John Skinner (31 October 1721 – 16 June 1807) was a Scottish Episcopalian minister, historian, poet and songwriter.

Born in Balfour, Aberdeenshire, he was a son of a schoolmaster at Birse, and was educated at Marischal College, Aberdeen.

Brought up as a Presbyterian, he became an Episcopalian and ministered to a congregation at Longside, near Peterhead, for 65 years. After the failure of the Jacobite Rising, his congregation was subject to persecution and in May 1746 the Episcopalian chapel at Tiffery was burned by Government soldiers with the active participation of the local landowner, Lady Kinmundy.[1] His house was also plundered.
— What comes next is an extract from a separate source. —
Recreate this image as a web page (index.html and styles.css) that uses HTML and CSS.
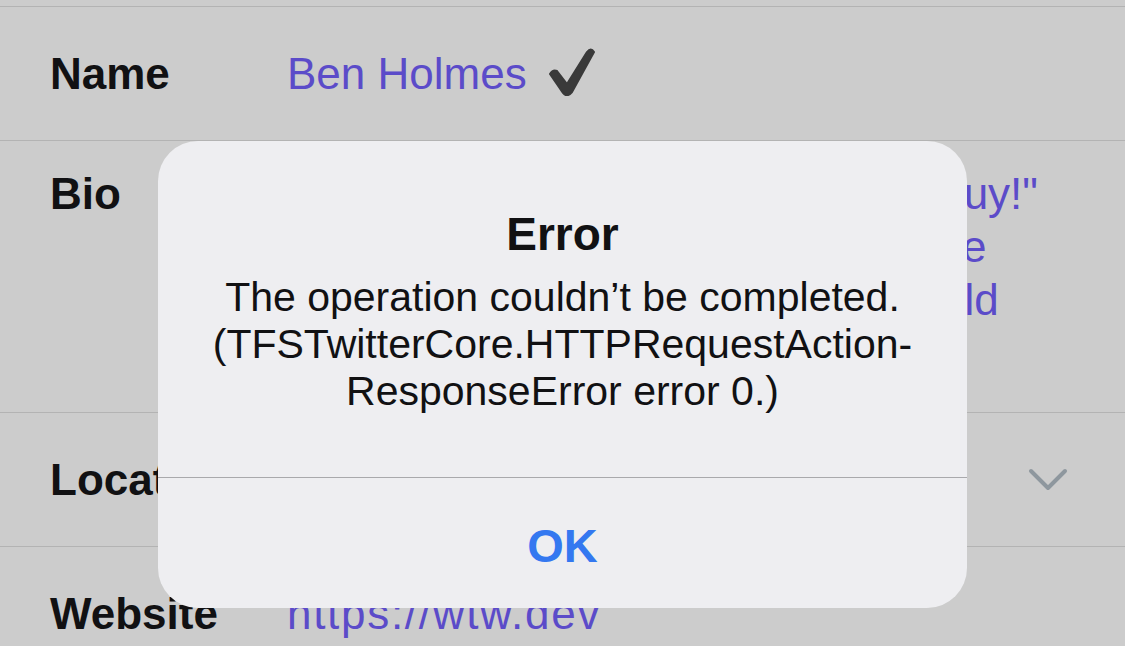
FILE: index.html
```html
<!DOCTYPE html>
<html lang="en">

<head>
  <meta charset="UTF-8">
  <meta name="viewport" content="width=device-width, initial-scale=1.0">
  <title>Edit profile</title>
  <link rel="stylesheet" href="styles.css">
</head>

<body>
  <div class="screen">
    <ul class="form">
      <li class="row">
        <span class="label">Name</span>
        <span class="value">Ben Holmes <svg class="check" width="48" height="48" viewBox="0 0 48 48">
            <path d="M3,26 Q6,21 10,23 L20,36 L40,4 Q44,-1 47,4 L25,44 Q20,50 16,45 Z" fill="#3a3a3a" stroke="#3a3a3a" stroke-width="2" stroke-linejoin="round" />
          </svg></span>
      </li>
      <li class="row row-bio">
        <span class="label">Bio</span>
        <span class="value">DX @ Astro "whiteboard the web guy!"<br>Sharing what I learn with the people<br>for web developers around the world</span>
      </li>
      <li class="row">
        <span class="label">Location</span>
        <span class="value"></span>
        <svg class="chevron" width="40" height="24" viewBox="0 0 40 24">
          <polyline points="3,3 20,20 37,3" fill="none" stroke="#8e979e" stroke-width="4" stroke-linecap="round" stroke-linejoin="round" />
        </svg>
      </li>
      <li class="row">
        <span class="label">Website</span>
        <span class="value link">https://wtw.dev</span>
      </li>
    </ul>

    <div class="alert">
      <div class="alert-body">
        <h2 class="alert-title">Error</h2>
        <p class="alert-text">The operation couldn’t be completed.<br>(TFSTwitterCore.HTTPRequestAction-<br>ResponseError error 0.)</p>
      </div>
      <div class="alert-btn">OK</div>
    </div>
  </div>
</body>

</html>
```

FILE: styles.css
```css
body,
ul,
li,
h2,
p {
  margin: 0;
  padding: 0;
  box-sizing: border-box;
}
ul {
  list-style: none;
}
body {
  background-color: #cccccc;
  font-family: "Liberation Sans", Arial, sans-serif;
  overflow: hidden;
}
.screen {
  position: relative;
  width: 1125px;
  height: 646px;
  overflow: hidden;
}
.form {
  padding-top: 6px;
}
.row {
  display: grid;
  grid-template-columns: 237px 1fr auto;
  align-items: center;
  height: 134px;
  padding: 0 57px 0 50px;
  border-top: 1px solid #b3b3b3;
  font-size: 44px;
}
.row-bio {
  align-items: start;
  height: 272px;
  padding-top: 26px;
  line-height: 53px;
}
.label {
  font-weight: bold;
  color: #111113;
  white-space: nowrap;
}
.value {
  color: #5b4bc9;
  white-space: nowrap;
}
.link {
  letter-spacing: 1.7px;
}
.check {
  vertical-align: -7px;
  margin-left: 8px;
}
.chevron {
  display: block;
}
.alert {
  position: absolute;
  left: 158px;
  top: 141px;
  width: 809px;
  height: 467px;
  border-radius: 40px;
  background-color: #eeeef1;
  display: flex;
  flex-direction: column;
  overflow: hidden;
  color: #111113;
  text-align: center;
}
.alert-body {
  padding: 65px 20px 62px;
  border-bottom: 1px solid #a9a9ac;
}
.alert-title {
  font-size: 46px;
  line-height: 56px;
  font-weight: bold;
}
.alert-text {
  margin-top: 12px;
  font-size: 41px;
  line-height: 47px;
}
.alert-btn {
  flex: 1;
  display: flex;
  align-items: center;
  justify-content: center;
  padding-top: 5px;
  font-size: 47px;
  font-weight: bold;
  color: #3478f0;
}
```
For some years he had to minister to his congregation by stealth; and in 1753 he suffered six months' imprisonment for having officiated to more than four persons besides his own family. After 1760 the penal laws were less strictly enforced, but throughout the century the lot of the Episcopalian ministers in Scotland was far from comfortable, and only the humblest provisions for church services were tolerated.[2]

Skinner wrote The Ecclesiastical History of Scotland from the Episcopal point of view, published in 1788, and several songs of which The Reel of Tullochgorum and The Ewie wi' the Crookit Horn are the best known, and he also rendered some of the Psalms into Latin. He kept up a rhyming correspondence with Robert Burns, who considered his Tullochgorum "the best Scotch song Scotland ever saw," and procured his collaboration for the Scots Musical Museum. Other of his lyrics are: "The Monymusk Christmas Ba'ing," a football idyll; and "John o' Badenyon." His best songs had been printed, but a collection was not published till 1809, under the title of Amusements of Leisure Hours.[2]

He died at the home of his son, John Skinner, Bishop Coadjutor of Aberdeen on 16 June 1807.[2]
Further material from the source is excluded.